**Available records**
## START

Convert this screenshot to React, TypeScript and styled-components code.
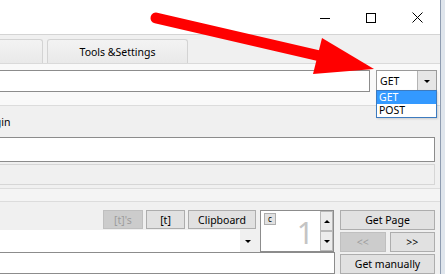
import React from 'react';
import styled, { createGlobalStyle } from 'styled-components';

const GlobalStyle = createGlobalStyle`
  html, body {
    margin: 0;
    padding: 0;
  }
  body {
    width: 445px;
    height: 274px;
    overflow: hidden;
    background: #dfe5ec;
    font-family: "Noto Sans", "Open Sans", sans-serif;
    font-size: 10.5px;
    color: #000;
  }
  * {
    box-sizing: border-box;
  }
`

const Stage = styled.div`
  position: relative;
  width: 445px;
  height: 274px;
  overflow: hidden;
`

const Window = styled.div`
  display: flex;
  flex-direction: column;
  width: 541px;
  height: 274px;
  margin-left: -100px;
  background: #f0f0f0;
  border-right: 1px solid #8d9bb0;
`

const TitleBar = styled.div`
  display: flex;
  justify-content: flex-end;
  height: 35px;
  padding-top: 1px;
  background: #fff;
  border-bottom: 1px solid #d4d4d4;
`

const CaptionButton = styled.div`
  display: flex;
  width: 46px;
  align-items: center;
  justify-content: center;
`

const TabStrip = styled.div`
  display: flex;
  gap: 4px;
  height: 29px;
  padding: 4px 0 0 2px;
  background: #f0f0f0;
  border-bottom: 1px solid #dadada;
`

const Tab = styled.div`
  display: flex;
  width: 141px;
  height: 24px;
  align-items: center;
  justify-content: center;
  background: linear-gradient(#f3f3f3, #e9e9e9);
  border: 1px solid #d3d3d3;
  border-bottom: none;
  border-radius: 3px 3px 0 0;
  font-size: 10.5px;
`

const TabPage = styled.div`
  display: flex;
  flex: 1;
  flex-direction: column;
  background: #f9f9f9;
`

const UrlRow = styled.div`
  display: flex;
  gap: 6px;
  padding: 6px 3px 0 8px;
  height: 41px;
`

const TextBox = styled.div<{ $height?: number }>`
  flex: 1;
  height: ${p => p.$height ?? 22}px;
  background: #fff;
  border: 1px solid #8c8c8c;
`

const Combo = styled.div`
  position: relative;
  display: flex;
  width: 61px;
  height: 22px;
  background: #fff;
  border: 1px solid #9a9a9a;
`

const ComboText = styled.div`
  display: flex;
  flex: 1;
  align-items: center;
  padding-left: 3px;
`

const ComboArrow = styled.div<{ $flat?: boolean }>`
  display: flex;
  width: ${p => (p.$flat ? 16 : 19)}px;
  align-items: center;
  justify-content: center;
  background: ${p => (p.$flat ? '#f0f0f0' : '#e6e6e6')};
  border-left: ${p => (p.$flat ? 'none' : '1px solid #b4b4b4')};

  &::after {
    content: '';
    border-left: 3px solid transparent;
    border-right: 3px solid transparent;
    border-top: 3px solid #000;
  }
`

const DropList = styled.div`
  position: absolute;
  top: calc(100% - 1px);
  left: -1px;
  right: -1px;
  background: #fff;
  border: 1px solid #3d7bbf;
  box-shadow: 1px 1px 2px rgba(0, 0, 0, 0.15);
`

const DropItem = styled.div<{ $active?: boolean }>`
  height: 13px;
  line-height: 13px;
  padding-left: 2px;
  background: ${p => (p.$active ? '#3399ff' : 'transparent')};
  color: ${p => (p.$active ? '#fff' : '#000')};
`

const Panel = styled.div`
  display: flex;
  flex: 1;
  flex-direction: column;
  padding: 8px 5px 0 8px;
  background: #f0f0f0;
  border-top: 1px solid #dcdcdc;
`

const Label = styled.div`
  height: 16px;
  margin: 0 0 7px 75px;
  line-height: 16px;
`

const DisabledBox = styled.div`
  height: 21px;
  margin-top: 2px;
  background: #f0f0f0;
  border: 1px solid #d6d6d6;
`

const Splitter = styled.div`
  height: 14px;
  margin: 3px -5px 0 -8px;
  background: #f4f4f4;
  border-top: 1px solid #dcdcdc;
  border-bottom: 1px solid #dcdcdc;
`

const Controls = styled.div`
  display: grid;
  grid-template-columns: 1fr 84px 95px;
  grid-template-rows: 20px 22px 22px;
  padding-top: 8px;
`

const ButtonRow = styled.div`
  display: flex;
  justify-content: flex-end;
  gap: 3px;
  height: 19px;
`

const Button = styled.div<{ $width?: number; $disabled?: boolean }>`
  display: flex;
  flex: ${p => (p.$width ? 'none' : 1)};
  width: ${p => (p.$width ? `${p.$width}px` : 'auto')};
  align-items: center;
  justify-content: center;
  background: ${p => (p.$disabled ? '#cccccc' : '#e1e1e1')};
  border: 1px solid ${p => (p.$disabled ? '#bfbfbf' : '#adadad')};
  color: ${p => (p.$disabled ? '#9c9c9c' : '#000')};
`

const FlatCombo = styled.div`
  display: flex;
  height: 22px;
  background: #fff;
`

const BottomBox = styled(TextBox)`
  grid-column: 1 / 3;
  margin-right: 5px;
`

const Spinner = styled.div`
  display: flex;
  grid-column: 2;
  grid-row: 1 / 3;
  width: 74px;
  height: 42px;
  margin-left: 4px;
  background: #fff;
  border: 1px solid #8c8c8c;
`

const SpinField = styled.div`
  display: flex;
  flex: 1;
  justify-content: space-between;
  padding: 2px 6px 0 3px;
`

const SmallButton = styled.div`
  display: flex;
  width: 12px;
  height: 12px;
  align-items: center;
  justify-content: center;
  background: #e1e1e1;
  border: 1px solid #adadad;
  font-size: 8px;
  line-height: 1;
`

const BigNumber = styled.div`
  align-self: flex-end;
  font-size: 30px;
  line-height: 36px;
  color: #c4c4c4;
`

const UpDown = styled.div`
  display: flex;
  flex-direction: column;
  width: 13px;
`

const Arrow = styled.div<{ $up?: boolean }>`
  display: flex;
  flex: 1;
  align-items: center;
  justify-content: center;
  background: #ececec;
  border: 1px solid #b9b9b9;

  &::after {
    content: '';
    border-left: 3px solid transparent;
    border-right: 3px solid transparent;
    ${p => (p.$up ? 'border-bottom: 3px solid #000;' : 'border-top: 3px solid #000;')}
  }
`

const SideButtons = styled.div`
  display: flex;
  grid-column: 3;
  grid-row: 1 / 4;
  flex-direction: column;
  gap: 2px;
`

const PagerRow = styled.div`
  display: flex;
  gap: 4px;
  height: 20px;
`

const ArrowOverlay = styled.svg`
  position: absolute;
  top: 0;
  left: 0;
  pointer-events: none;
`

const App: React.FC = () => {
  return (
    <Stage>
      <GlobalStyle />
      <Window>
        <TitleBar>
          <CaptionButton>
            <svg width="10" height="10"><line x1="0" y1="5.5" x2="10" y2="5.5" stroke="#000" /></svg>
          </CaptionButton>
          <CaptionButton>
            <svg width="10" height="10"><rect x="0.5" y="0.5" width="9" height="9" fill="none" stroke="#000" /></svg>
          </CaptionButton>
          <CaptionButton>
            <svg width="11" height="11">
              <path d="M0.5 0.5 L10.5 10.5 M10.5 0.5 L0.5 10.5" stroke="#000" />
            </svg>
          </CaptionButton>
        </TitleBar>
        <TabStrip>
          <Tab />
          <Tab>Tools &amp;Settings</Tab>
        </TabStrip>
        <TabPage>
          <UrlRow>
            <TextBox />
            <Combo>
              <ComboText>GET</ComboText>
              <ComboArrow />
              <DropList>
                <DropItem $active>GET</DropItem>
                <DropItem>POST</DropItem>
              </DropList>
            </Combo>
          </UrlRow>
          <Panel>
            <Label>Login</Label>
            <TextBox />
            <DisabledBox />
            <Splitter />
            <Controls>
              <ButtonRow>
                <Button $width={40} $disabled>[t]'s</Button>
                <Button $width={39}>[t]</Button>
                <Button $width={68}>Clipboard</Button>
              </ButtonRow>
              <FlatCombo>
                <ComboText />
                <ComboArrow $flat />
              </FlatCombo>
              <Spinner>
                <SpinField>
                  <SmallButton>c</SmallButton>
                  <BigNumber>1</BigNumber>
                </SpinField>
                <UpDown>
                  <Arrow $up />
                  <Arrow />
                </UpDown>
              </Spinner>
              <SideButtons>
                <Button>Get Page</Button>
                <PagerRow>
                  <Button $disabled>&lt;&lt;</Button>
                  <Button>&gt;&gt;</Button>
                </PagerRow>
                <Button>Get manually</Button>
              </SideButtons>
              <BottomBox />
            </Controls>
          </Panel>
        </TabPage>
      </Window>
      <ArrowOverlay width="445" height="274">
        <line x1="156" y1="18" x2="320" y2="56" stroke="#ff0000" strokeWidth="11" strokeLinecap="round" />
        <polygon points="322,38 374,69 313,74" fill="#ff0000" />
      </ArrowOverlay>
    </Stage>
  );
};

export default App;
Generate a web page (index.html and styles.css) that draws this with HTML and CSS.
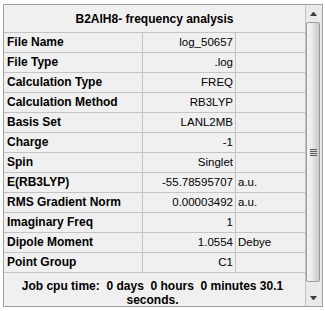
FILE: index.html
```html
<!DOCTYPE html>
<html>
<head>
<meta charset="utf-8">
<link rel="stylesheet" href="styles.css">
</head>
<body>
<div class="frame">
  <div class="grid">
    <div class="title">B2AlH8- frequency analysis</div>
    <div class="row"><div class="label">File Name</div><div class="val">log_50657</div><div class="unit"></div></div>
    <div class="row"><div class="label">File Type</div><div class="val">.log</div><div class="unit"></div></div>
    <div class="row"><div class="label">Calculation Type</div><div class="val">FREQ</div><div class="unit"></div></div>
    <div class="row"><div class="label">Calculation Method</div><div class="val">RB3LYP</div><div class="unit"></div></div>
    <div class="row"><div class="label">Basis Set</div><div class="val">LANL2MB</div><div class="unit"></div></div>
    <div class="row"><div class="label">Charge</div><div class="val">-1</div><div class="unit"></div></div>
    <div class="row"><div class="label">Spin</div><div class="val">Singlet</div><div class="unit"></div></div>
    <div class="row"><div class="label">E(RB3LYP)</div><div class="val">-55.78595707</div><div class="unit">a.u.</div></div>
    <div class="row"><div class="label">RMS Gradient Norm</div><div class="val">0.00003492</div><div class="unit">a.u.</div></div>
    <div class="row"><div class="label">Imaginary Freq</div><div class="val">1</div><div class="unit"></div></div>
    <div class="row"><div class="label">Dipole Moment</div><div class="val">1.0554</div><div class="unit">Debye</div></div>
    <div class="row"><div class="label">Point Group</div><div class="val">C1</div><div class="unit"></div></div>
    <div class="footer">Job cpu time:&nbsp; 0 days&nbsp; 0 hours&nbsp; 0 minutes 30.1<br>seconds.</div>
  </div>
  <div class="scrollbar">
    <div class="btn"><span class="arrow-up"></span></div>
    <div class="thumb"><span class="grip"></span></div>
    <div class="spacer"></div>
    <div class="btn btn-down"><span class="arrow-down"></span></div>
  </div>
</div>
</body>
</html>
```

FILE: styles.css
```css
html, body {
  margin: 0;
  padding: 0;
  background: #ffffff;
}
body {
  font-family: "Liberation Sans", Arial, sans-serif;
  color: #000;
}
.frame {
  margin: 4px 0 0 3px;
  width: 318px;
  height: 301px;
  border: 1px solid #a0a0a0;
  background: #f0f0f0;
  display: flex;
  overflow: hidden;
}
.grid {
  width: 302px;
  display: flex;
  flex-direction: column;
}
.title {
  box-sizing: border-box;
  height: 28px;
  border-right: 1px solid #c4c4c4;
  border-bottom: 1px solid #c4c4c4;
  font-weight: bold;
  font-size: 12px;
  display: flex;
  align-items: center;
  justify-content: center;
  padding-top: 1px;
}
.row {
  display: grid;
  grid-template-columns: 139px 93px 70px;
  height: 20px;
}
.row > div {
  box-sizing: border-box;
  border-right: 1px solid #c4c4c4;
  border-bottom: 1px solid #c4c4c4;
  line-height: 19px;
  white-space: nowrap;
  overflow: hidden;
}
.label {
  font-weight: bold;
  font-size: 12px;
  padding-left: 3px;
}
.val {
  font-size: 11.5px;
  text-align: right;
  padding-right: 2px;
}
.unit {
  font-size: 11.5px;
  padding-left: 2px;
}
.footer {
  box-sizing: border-box;
  flex: 1;
  border-right: 1px solid #c4c4c4;
  font-weight: bold;
  font-size: 12px;
  line-height: 14px;
  text-align: center;
  padding: 6px 4px 0 0;
  overflow: hidden;
}
.scrollbar {
  width: 16px;
  display: flex;
  flex-direction: column;
  background: #eaeaea;
}
.btn {
  height: 17px;
  display: flex;
  align-items: center;
  justify-content: center;
  padding-right: 1px;
}
.btn-down {
  height: 17px;
  padding-top: 1px;
}
.arrow-up {
  width: 1px;
  height: 0;
  border-left: 3px solid transparent;
  border-right: 3px solid transparent;
  border-bottom: 4px solid #404040;
}
.arrow-down {
  width: 1px;
  height: 0;
  border-left: 3px solid transparent;
  border-right: 3px solid transparent;
  border-top: 4px solid #404040;
}
.thumb {
  box-sizing: border-box;
  height: 260px;
  width: 14px;
  margin-left: 0;
  border: 1px solid #9a9a9a;
  border-radius: 2px;
  background: linear-gradient(to right, #f6f6f6 0%, #e9e9e9 45%, #d6d6d6 75%, #cbcbcb 100%);
  display: flex;
  align-items: center;
  justify-content: center;
}
.grip {
  width: 7px;
  height: 7px;
  background: repeating-linear-gradient(to bottom, #5a5a5a 0 1px, #dcdcdc 1px 2px);
}
.spacer {
  flex: 1;
}
```
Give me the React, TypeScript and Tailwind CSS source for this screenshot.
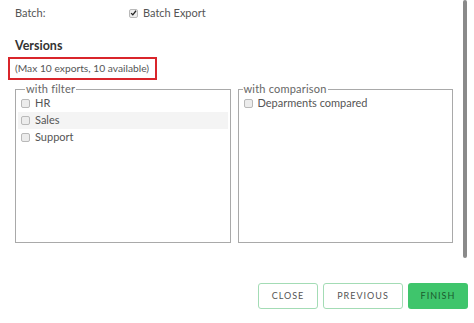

## END

Show all lines above holding "components".

**Result of this task**
Convert this screenshot to React, TypeScript and styled-components code.
import styled, { createGlobalStyle } from 'styled-components';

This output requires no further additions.